General Admission

By September 10, 2018General Admission, Opinion

Our golden girls in the Asiad; Nadal survival  

By Al S. Mendoza

 

THE final score is four gold medals for us in Jakarta.

That was a very huge improvement from our lone gold medal in the 2014 Incheon  Asian Games, calling for a celebration big time.

The quadrennial event is Asia’s Olympic Games.

You can just imagine how our very best were pitted also against the very best from 44 other Asian nations during the two-week Asiad.

Simply too tough to handle for our 272-strong delegation.

That is why when you come down to it, our five gold medal winners in Jakarta deserve our collective blast of thunderous, lusty, cheers.

And because our golden winners were all women, the more we need to scream for joy.

Actually, it was the second time that the Filipino woman had scored it big in overseas battles.

Wasn’t Hidilyn Diaz the only medal winner in the 2016 Rio Olympics, lifting the weightlifting silver in her 53-kilo event?

This time, Hidilyn gave us more reason to be euphoric, capturing the gold in Jakarta to lead four other women into a gleaming golden finish.

Yuka Saso pocketed the women’s golf gold and, in the process, towed Bianca Pagdanganan and LK Go to gold victory for a golden sweep in the women’s team event.

Margielyn Didal made it a four-gold harvest for the country when she scored a stunning win in the street skateboarding—an event that nobody knew about until the Cebuana lass spectacularly emerged victorious.

Four golds from five teenagers, save for Diaz who is 24.  Yuka and Bianca are both 17, Go 16.   Margielyn is 19.

The future looks bright for them but more importantly, the country has so much to be thankful for them.

Why?  They might yet proceed to compete in the Tokyo Olympics just only two years from now.

Let’s pray they will.  One of them might just win that elusive first ever Olympic gold.

While I was writing this, I was throwing glimpses, aggressively, at the quarterfinal match between Rafael Nadal and Dominic Thiem in the U.S. Open at Flushing Meadows in New York.

I just couldn’t skip watching the U.S. Open, even just on TV, as it brings me sweet memories, one of which is the fact that I was there myself during the 2006 U.S. Open.

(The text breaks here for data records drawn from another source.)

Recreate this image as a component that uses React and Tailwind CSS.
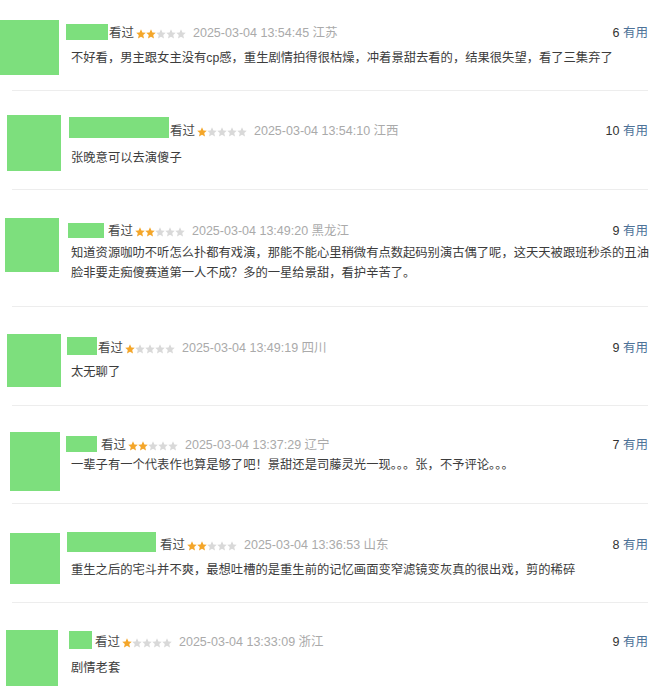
const reviews = [
  {
    h: "h-[91px]",
    avatar: "mt-[20px] ml-0 w-[59px] h-[55px]",
    row: "mt-[24px]",
    name: "ml-[7px] w-[42px] h-[16px]",
    gap: "ml-[1px]",
    text: "mt-[8px] ml-[12px]",
    stars: 2,
    time: "2025-03-04 13:54:45",
    loc: "江苏",
    votes: 6,
    lines: ["不好看，男主跟女主没有cp感，重生剧情拍得很枯燥，冲着景甜去看的，结果很失望，看了三集弃了"],
    divider: true,
  },
  {
    h: "h-[99px]",
    avatar: "mt-[24px] ml-[7px] w-[54px] h-[56px]",
    row: "mt-[26px]",
    name: "ml-[8px] w-[100px] h-[21px]",
    gap: "ml-[1px]",
    text: "mt-[10px] ml-[10px]",
    stars: 1,
    time: "2025-03-04 13:54:10",
    loc: "江西",
    votes: 10,
    lines: ["张晚意可以去演傻子"],
    divider: true,
  },
  {
    h: "h-[117px]",
    avatar: "mt-[28px] ml-[5px] w-[54px] h-[54px]",
    row: "mt-[33px]",
    name: "ml-[9px] w-[36px] h-[15px]",
    gap: "ml-[4px]",
    text: "mt-[5px] ml-[12px]",
    stars: 2,
    time: "2025-03-04 13:49:20",
    loc: "黑龙江",
    votes: 9,
    lines: [
      "知道资源咖叻不听怎么扑都有戏演，那能不能心里稍微有点数起码别演古偶了呢，这天天被跟班秒杀的丑油",
      "脸非要走痴傻赛道第一人不成？多的一星给景甜，看护辛苦了。",
    ],
    divider: true,
  },
  {
    h: "h-[99px]",
    avatar: "mt-[27px] ml-[7px] w-[54px] h-[53px]",
    row: "mt-[30px]",
    name: "ml-[6px] w-[30px] h-[18px]",
    gap: "ml-[1px]",
    text: "mt-[7px] ml-[10px]",
    stars: 1,
    time: "2025-03-04 13:49:19",
    loc: "四川",
    votes: 9,
    lines: ["太无聊了"],
    divider: true,
  },
  {
    h: "h-[98px]",
    avatar: "mt-[26px] ml-[10px] w-[50px] h-[59px]",
    row: "mt-[30px]",
    name: "ml-[6px] w-[31px] h-[16px]",
    gap: "ml-[4px]",
    text: "mt-[3px] ml-[11px]",
    stars: 2,
    time: "2025-03-04 13:37:29",
    loc: "辽宁",
    votes: 7,
    lines: ["一辈子有一个代表作也算是够了吧！景甜还是司藤灵光一现。。。张，不予评论。。。"],
    divider: true,
  },
  {
    h: "h-[99px]",
    avatar: "mt-[29px] ml-[10px] w-[50px] h-[51px]",
    row: "mt-[28px]",
    name: "ml-[7px] w-[89px] h-[20px]",
    gap: "ml-[4px]",
    text: "mt-[8px] ml-[11px]",
    stars: 2,
    time: "2025-03-04 13:36:53",
    loc: "山东",
    votes: 8,
    lines: ["重生之后的宅斗并不爽，最想吐槽的是重生前的记忆画面变窄滤镜变灰真的很出戏，剪的稀碎"],
    divider: true,
  },
  {
    h: "h-[92px]",
    avatar: "mt-[27px] ml-[6px] w-[52px] h-[56px]",
    row: "mt-[28px]",
    name: "ml-[11px] w-[23px] h-[18px]",
    gap: "ml-[3px]",
    text: "mt-[9px] ml-[13px]",
    stars: 1,
    time: "2025-03-04 13:33:09",
    loc: "浙江",
    votes: 9,
    lines: ["剧情老套"],
    divider: false,
  },
];

// five small stars, filled ones in orange
function Stars({ count }) {
  return (
    <span className="ml-[2px] h-[13px] flex items-center">
      {[0, 1, 2, 3, 4].map((i) => (
        <svg key={i} className="w-[10px] h-[10px]" viewBox="1 1 22 22">
          <path
            d="M12 1.8l3.1 6.9 7.4.7-5.6 5 1.7 7.4L12 18l-6.6 3.8 1.7-7.4-5.6-5 7.4-.7z"
            fill={i < count ? "#f4a62a" : "#d9d9d9"}
          />
        </svg>
      ))}
    </span>
  );
}

function Review({ r }) {
  return (
    <div className={`${r.h} flex flex-col`}>
      <div className="flex">
        <div className={`${r.avatar} shrink-0 bg-[#7ddf7d]`} />
        <div className="flex-1 min-w-0 pr-[12px]">
          <div className={`${r.row} flex items-end`}>
            <div className={`${r.name} shrink-0 bg-[#7ddf7d]`} />
            <span className={`${r.gap} text-[12.5px] leading-[13px] text-[#494949]`}>看过</span>
            <Stars count={r.stars} />
            <span className="ml-[7px] text-[12.5px] leading-[13px] text-[#aaaaaa]">
              {r.time} {r.loc}
            </span>
            <span className="ml-auto text-[12.5px] leading-[13px] text-[#333]">
              {r.votes} <span className="text-[#4d7298]">有用</span>
            </span>
          </div>
          <div className={`${r.text} text-[12.3px] leading-[20px] text-[#3c3c3c] whitespace-nowrap`}>
            {r.lines.map((l, i) => (
              <div key={i}>{l}</div>
            ))}
          </div>
        </div>
      </div>
      {r.divider && <div className="mt-auto mx-[12px] h-px bg-[#ededed]" />}
    </div>
  );
}

export default function App() {
  return (
    <div
      className="w-[660px] h-[695px] overflow-hidden bg-white"
      style={{ fontFamily: '"Liberation Sans", "Noto Sans CJK SC", sans-serif' }}
    >
      {reviews.map((r, i) => (
        <Review key={i} r={r} />
      ))}
    </div>
  );
}
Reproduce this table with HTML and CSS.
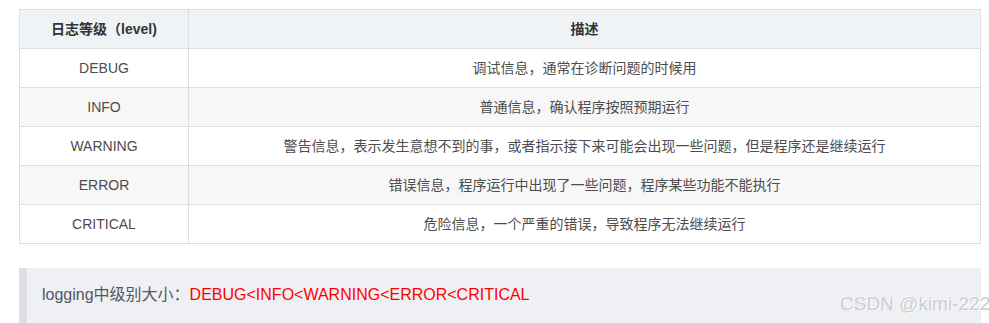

Roger Federer was the winner then to retain his 2005 title, defeating 2003 champion Rodney Roddick in the finals.

Nadal had the biggest scare of his life when he barely eked out a  0-6, 6-4, 7-5, 6-7, 7-6 victory over a vastly-improved Thiem.

The 34-year-old Nadal had to survive Thiem’s power game, their match—the tournament’s longest at nearly five hours duration—ending exactly at2:04 a.m. on Wednesday.

The winning point for Nadal came when Thiem, 23, hit an overhead wide left while returning a screeching backhand on the run by the three-time U.S. Open champion.

“Thiem is a great player,” said Nadal.  “I’m very sorry for him.  But a good future awaits him.”

After absorbing that 6-0 blanking in the first set, Nadal said he told himself going to the second set:  “Hey, wake up. Forget about it.  Stay in the match.”

It took him 4 hours and 49 minutes before he could wake up to defeat Thiem, an absolute rising star from Austria.